Wisper Internet tower technicians Clayton Sanker (left on truck) and Max Henry pack up after they replaced a repeater radio for the company's internet broadcast to rural areas atop the 65 foot tall pole in the background at right. They were working on Old Lebanon Troy Road northeast of O'Fallon, Illinois. Wisper Internet recently won $220 million in federal subsidies in an FCC auction for bringing high-speed internet to rural areas. Photo by Tim Vizer

Wisper Internet, based in Mascoutah, announced Tuesday that it is teaming with Microsoft to bridge the digital divide in rural areas.

The project, part of Microsoft's Airband Initiative, will bring internet access to rural parts of Missouri, Illinois, Oklahoma, Arkansas and Indiana. Of 2 million residents in the targeted areas, the Federal Communications Commission considers 980,000 to be underserved by broadband providers.

Wisper spokeswoman Alison Tupiri said the Microsoft project is in addition to areas the company has committed to serve as part of theFCC's Connect America Fund.The FCC awarded Wisper $220 million from that fund in 2018, the second-largest amounted granted to any company, and Wisper started receiving the money in February.

Tupiri said hiring in the past month has increased Wisper's staff to more than 100 employees. She added that the work has been designated as essential under coronavirus-related emergency orders.

The company serves more than 16,000 customers with a technology known as fixed wireless, which beams internet signals to homes or offices from access points on towers or tall buildings.

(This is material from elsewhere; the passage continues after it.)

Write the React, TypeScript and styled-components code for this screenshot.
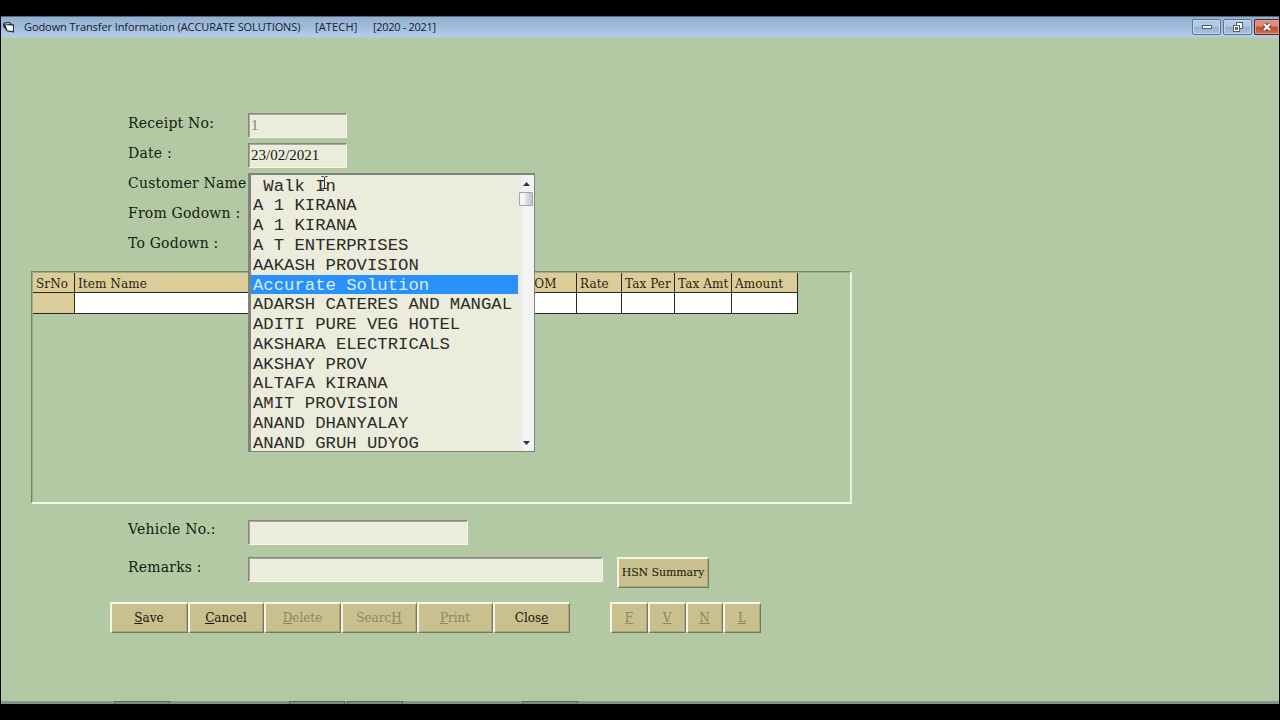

In areas with low population density, it’s more economical than laying miles of fiber-optic cable.

Microsoft launched its Airband Initiative in 2017. It said in a March 5 news release that the project has already brought internet access within reach of 633,000 previously underserved people.

An FCC report last year said that 35% of rural Missourians and 39% of rural Illinois lack adequate broadband access.